▼
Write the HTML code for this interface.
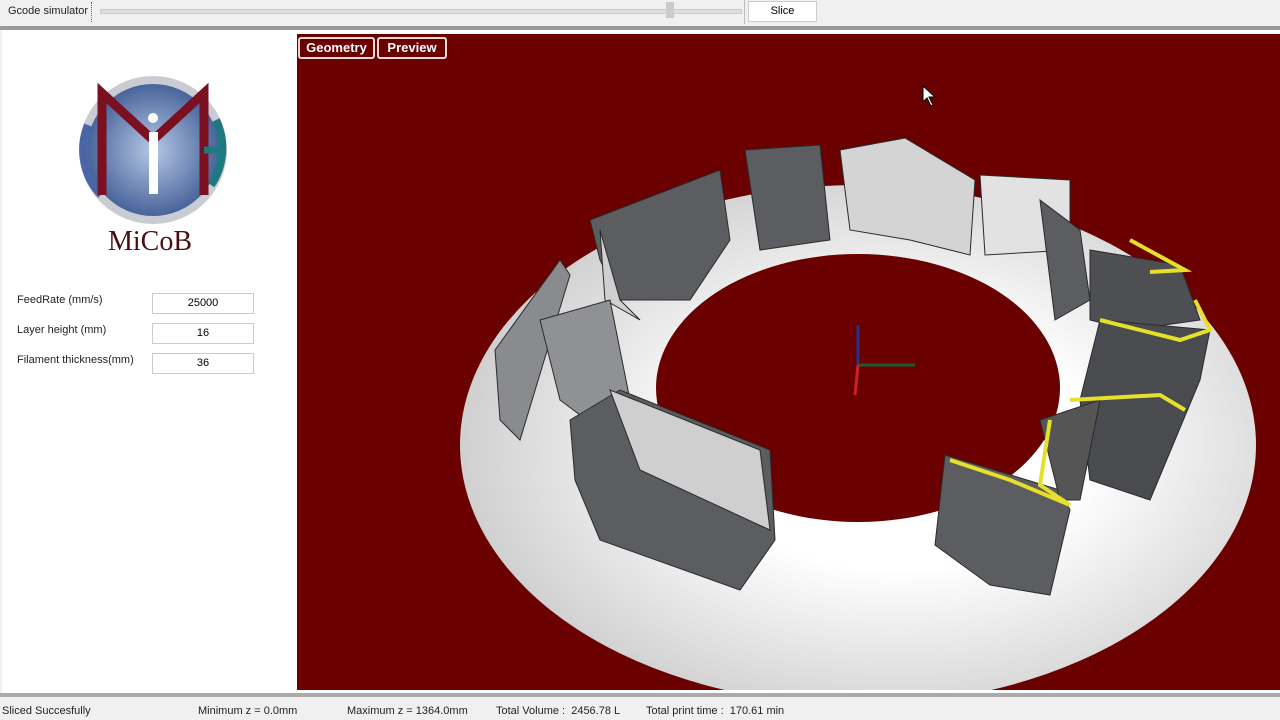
<!DOCTYPE html>
<html><head><meta charset="utf-8"><style>
body{margin:0;width:1280px;height:720px;overflow:hidden;background:#f0f0f0;font-family:"Liberation Sans",sans-serif;position:relative}
.a{position:absolute}
.lbl{font-size:11px;color:#222}
.inp{position:absolute;left:152px;width:100px;height:19px;border:1px solid #ccc;background:#fff;font-size:11px;text-align:center;line-height:19px}
.btn{position:absolute;top:37px;height:18px;border:2px solid #e8d8d8;border-radius:3px;background:#6b0000;color:#fff;font-weight:bold;font-size:13px;line-height:18px;text-align:center}
.st{position:absolute;top:705px;font-size:11px;color:#222}
</style></head><body>
<div class="a lbl" style="left:8px;top:5px">Gcode simulator</div>
<div class="a" style="left:91px;top:2px;width:1px;height:20px;border-left:1px dotted #666"></div>
<div class="a" style="left:100px;top:9px;width:640px;height:3px;background:#ddd;border:1px solid #ccc"></div>
<div class="a" style="left:666px;top:2px;width:8px;height:16px;background:#ccc"></div>
<div class="a" style="left:744px;top:0;width:1px;height:24px;background:#bbb"></div>
<div class="a" style="left:748px;top:1px;width:67px;height:19px;background:#fff;border:1px solid #ccc;font-size:11px;text-align:center;line-height:19px">Slice</div>
<div class="a" style="left:0;top:26px;width:1280px;height:4px;background:#999"></div>
<div class="a" style="left:2px;top:30px;width:1278px;height:664px;background:#fff"></div>
<svg class="a" style="left:76px;top:75px" width="154" height="150" viewBox="0 0 154 150">
<defs><radialGradient id="g" cx="0.5" cy="0.5" r="0.55"><stop offset="0" stop-color="#b7c8e6"/><stop offset="1" stop-color="#3d5a92"/></radialGradient></defs>
<circle cx="77" cy="75" r="74" fill="#c9ccd2"/>
<circle cx="77" cy="75" r="66" fill="url(#g)"/>
<path d="M12 50 A66 66 0 0 0 25 120" stroke="#4a66a8" stroke-width="8" fill="none"/>
<path d="M140 45 A66 66 0 0 1 135 110" stroke="#1e7a80" stroke-width="8" fill="none"/>
<path d="M26 120 V18 L77 65 L128 18 V120" stroke="#7a1020" stroke-width="9" fill="none"/>
<rect x="73" y="57" width="9" height="62" fill="#fff"/><circle cx="77" cy="43" r="5" fill="#fff"/>
<path d="M128 75 H150" stroke="#1e7a80" stroke-width="7"/>
</svg>
<div class="a" style="left:108px;top:226px;font-family:'Liberation Serif',serif;font-size:28px;color:#4a1010">MiCoB</div>
<div class="a lbl" style="left:17px;top:294px">FeedRate (mm/s)</div><div class="inp" style="top:293px">25000</div>
<div class="a lbl" style="left:17px;top:324px">Layer height (mm)</div><div class="inp" style="top:323px">16</div>
<div class="a lbl" style="left:17px;top:354px">Filament thickness(mm)</div><div class="inp" style="top:353px">36</div>
<svg class="a" style="left:297px;top:34px" width="983" height="656" viewBox="297 34 983 656">
<defs><radialGradient id="w" cx="0.55" cy="0.5" r="0.6"><stop offset="0.4" stop-color="#fff"/><stop offset="1" stop-color="#c8c8c8"/></radialGradient></defs>
<rect x="297" y="34" width="983" height="656" fill="#6a0000"/>
<ellipse cx="858" cy="445" rx="398" ry="260" fill="url(#w)"/>
<ellipse cx="858" cy="388" rx="202" ry="134" fill="#6a0000"/>
<g fill="#5c5d60" stroke="#2a2a2a" stroke-width="1">
<path d="M495 350 L560 260 L570 275 L520 440 L500 420Z" fill="#8a8b8e"/>
<path d="M590 220 L720 170 L730 240 L690 300 L620 300 L600 260Z"/>
<path d="M600 230 L620 300 L640 320 L605 300Z" fill="#d0d0d0"/>
<path d="M745 150 L820 145 L830 240 L760 250Z"/>
<path d="M840 150 L905 138 L975 180 L970 255 L910 240 L850 230Z" fill="#d4d4d4"/>
<path d="M980 175 L1070 180 L1070 250 L985 255Z" fill="#e2e2e2"/>
<path d="M1040 200 L1080 230 L1090 300 L1055 320Z"/>
<path d="M1090 250 L1180 265 L1200 320 L1130 330 L1090 320Z" fill="#4e4f52"/>
<path d="M1100 320 L1210 330 L1200 380 L1150 500 L1090 480 L1080 400Z" fill="#4a4b4e"/>
<path d="M540 320 L610 300 L630 400 L600 430 L560 400Z" fill="#909194"/>
<path d="M570 420 L620 390 L770 450 L775 540 L740 590 L600 540 L575 480Z"/>
<path d="M610 390 L760 450 L770 530 L640 470Z" fill="#cfcfcf"/>
<path d="M945 455 L1060 490 L1070 510 L1050 595 L990 585 L935 545Z"/>
<path d="M1040 420 L1070 410 L1100 400 L1080 500 L1060 500Z" fill="#555"/>
</g>
<g fill="none" stroke="#e6e02a" stroke-width="4">
<path d="M1100 320 L1180 340 L1210 330 L1195 300"/>
<path d="M1070 400 L1160 395 L1185 410"/>
<path d="M950 460 L1010 480 L1070 505 L1040 485 L1050 420"/>
<path d="M1130 240 L1185 270 L1150 272"/>
</g>
<path d="M858 365 V325" stroke="#223388" stroke-width="3"/>
<path d="M858 365 H915" stroke="#1c5a2c" stroke-width="3"/>
<path d="M858 365 L855 395" stroke="#cc2222" stroke-width="3"/>
<path d="M923 86 V102 L927 98 L931 106 L933 105 L929 97 L935 97Z" fill="#fff" stroke="#000" stroke-width="1"/>
</svg>
<div class="btn" style="left:298px;width:73px">Geometry</div>
<div class="btn" style="left:377px;width:66px">Preview</div>
<div class="a" style="left:0;top:693px;width:1280px;height:4px;background:#aaa"></div>
<div class="st" style="left:2px">Sliced Succesfully</div>
<div class="st" style="left:198px">Minimum z = 0.0mm</div>
<div class="st" style="left:347px">Maximum z = 1364.0mm</div>
<div class="st" style="left:496px">Total Volume :&nbsp; 2456.78 L</div>
<div class="st" style="left:646px">Total print time :&nbsp; 170.61 min</div>
</body></html>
▲
Task to complete:
From the material above, copy everything exactly but the pictures.

Solved exercise:
Write the HTML code for this interface.
<!DOCTYPE html>
<html><head><meta charset="utf-8"><style>
body{margin:0;width:1280px;height:720px;overflow:hidden;background:#f0f0f0;font-family:"Liberation Sans",sans-serif;position:relative}
.a{position:absolute}
.lbl{font-size:11px;color:#222}
.inp{position:absolute;left:152px;width:100px;height:19px;border:1px solid #ccc;background:#fff;font-size:11px;text-align:center;line-height:19px}
.btn{position:absolute;top:37px;height:18px;border:2px solid #e8d8d8;border-radius:3px;background:#6b0000;color:#fff;font-weight:bold;font-size:13px;line-height:18px;text-align:center}
.st{position:absolute;top:705px;font-size:11px;color:#222}
</style></head><body>
<div class="a lbl" style="left:8px;top:5px">Gcode simulator</div>
<div class="a" style="left:91px;top:2px;width:1px;height:20px;border-left:1px dotted #666"></div>
<div class="a" style="left:100px;top:9px;width:640px;height:3px;background:#ddd;border:1px solid #ccc"></div>
<div class="a" style="left:666px;top:2px;width:8px;height:16px;background:#ccc"></div>
<div class="a" style="left:744px;top:0;width:1px;height:24px;background:#bbb"></div>
<div class="a" style="left:748px;top:1px;width:67px;height:19px;background:#fff;border:1px solid #ccc;font-size:11px;text-align:center;line-height:19px">Slice</div>
<div class="a" style="left:0;top:26px;width:1280px;height:4px;background:#999"></div>
<div class="a" style="left:2px;top:30px;width:1278px;height:664px;background:#fff"></div>
<svg class="a" style="left:76px;top:75px" width="154" height="150" viewBox="0 0 154 150">
<defs><radialGradient id="g" cx="0.5" cy="0.5" r="0.55"><stop offset="0" stop-color="#b7c8e6"/><stop offset="1" stop-color="#3d5a92"/></radialGradient></defs>
<circle cx="77" cy="75" r="74" fill="#c9ccd2"/>
<circle cx="77" cy="75" r="66" fill="url(#g)"/>
<path d="M12 50 A66 66 0 0 0 25 120" stroke="#4a66a8" stroke-width="8" fill="none"/>
<path d="M140 45 A66 66 0 0 1 135 110" stroke="#1e7a80" stroke-width="8" fill="none"/>
<path d="M26 120 V18 L77 65 L128 18 V120" stroke="#7a1020" stroke-width="9" fill="none"/>
<rect x="73" y="57" width="9" height="62" fill="#fff"/><circle cx="77" cy="43" r="5" fill="#fff"/>
<path d="M128 75 H150" stroke="#1e7a80" stroke-width="7"/>
</svg>
<div class="a" style="left:108px;top:226px;font-family:'Liberation Serif',serif;font-size:28px;color:#4a1010">MiCoB</div>
<div class="a lbl" style="left:17px;top:294px">FeedRate (mm/s)</div><div class="inp" style="top:293px">25000</div>
<div class="a lbl" style="left:17px;top:324px">Layer height (mm)</div><div class="inp" style="top:323px">16</div>
<div class="a lbl" style="left:17px;top:354px">Filament thickness(mm)</div><div class="inp" style="top:353px">36</div>
<svg class="a" style="left:297px;top:34px" width="983" height="656" viewBox="297 34 983 656">
<defs><radialGradient id="w" cx="0.55" cy="0.5" r="0.6"><stop offset="0.4" stop-color="#fff"/><stop offset="1" stop-color="#c8c8c8"/></radialGradient></defs>
<rect x="297" y="34" width="983" height="656" fill="#6a0000"/>
<ellipse cx="858" cy="445" rx="398" ry="260" fill="url(#w)"/>
<ellipse cx="858" cy="388" rx="202" ry="134" fill="#6a0000"/>
<g fill="#5c5d60" stroke="#2a2a2a" stroke-width="1">
<path d="M495 350 L560 260 L570 275 L520 440 L500 420Z" fill="#8a8b8e"/>
<path d="M590 220 L720 170 L730 240 L690 300 L620 300 L600 260Z"/>
<path d="M600 230 L620 300 L640 320 L605 300Z" fill="#d0d0d0"/>
<path d="M745 150 L820 145 L830 240 L760 250Z"/>
<path d="M840 150 L905 138 L975 180 L970 255 L910 240 L850 230Z" fill="#d4d4d4"/>
<path d="M980 175 L1070 180 L1070 250 L985 255Z" fill="#e2e2e2"/>
<path d="M1040 200 L1080 230 L1090 300 L1055 320Z"/>
<path d="M1090 250 L1180 265 L1200 320 L1130 330 L1090 320Z" fill="#4e4f52"/>
<path d="M1100 320 L1210 330 L1200 380 L1150 500 L1090 480 L1080 400Z" fill="#4a4b4e"/>
<path d="M540 320 L610 300 L630 400 L600 430 L560 400Z" fill="#909194"/>
<path d="M570 420 L620 390 L770 450 L775 540 L740 590 L600 540 L575 480Z"/>
<path d="M610 390 L760 450 L770 530 L640 470Z" fill="#cfcfcf"/>
<path d="M945 455 L1060 490 L1070 510 L1050 595 L990 585 L935 545Z"/>
<path d="M1040 420 L1070 410 L1100 400 L1080 500 L1060 500Z" fill="#555"/>
</g>
<g fill="none" stroke="#e6e02a" stroke-width="4">
<path d="M1100 320 L1180 340 L1210 330 L1195 300"/>
<path d="M1070 400 L1160 395 L1185 410"/>
<path d="M950 460 L1010 480 L1070 505 L1040 485 L1050 420"/>
<path d="M1130 240 L1185 270 L1150 272"/>
</g>
<path d="M858 365 V325" stroke="#223388" stroke-width="3"/>
<path d="M858 365 H915" stroke="#1c5a2c" stroke-width="3"/>
<path d="M858 365 L855 395" stroke="#cc2222" stroke-width="3"/>
<path d="M923 86 V102 L927 98 L931 106 L933 105 L929 97 L935 97Z" fill="#fff" stroke="#000" stroke-width="1"/>
</svg>
<div class="btn" style="left:298px;width:73px">Geometry</div>
<div class="btn" style="left:377px;width:66px">Preview</div>
<div class="a" style="left:0;top:693px;width:1280px;height:4px;background:#aaa"></div>
<div class="st" style="left:2px">Sliced Succesfully</div>
<div class="st" style="left:198px">Minimum z = 0.0mm</div>
<div class="st" style="left:347px">Maximum z = 1364.0mm</div>
<div class="st" style="left:496px">Total Volume :&nbsp; 2456.78 L</div>
<div class="st" style="left:646px">Total print time :&nbsp; 170.61 min</div>
</body></html>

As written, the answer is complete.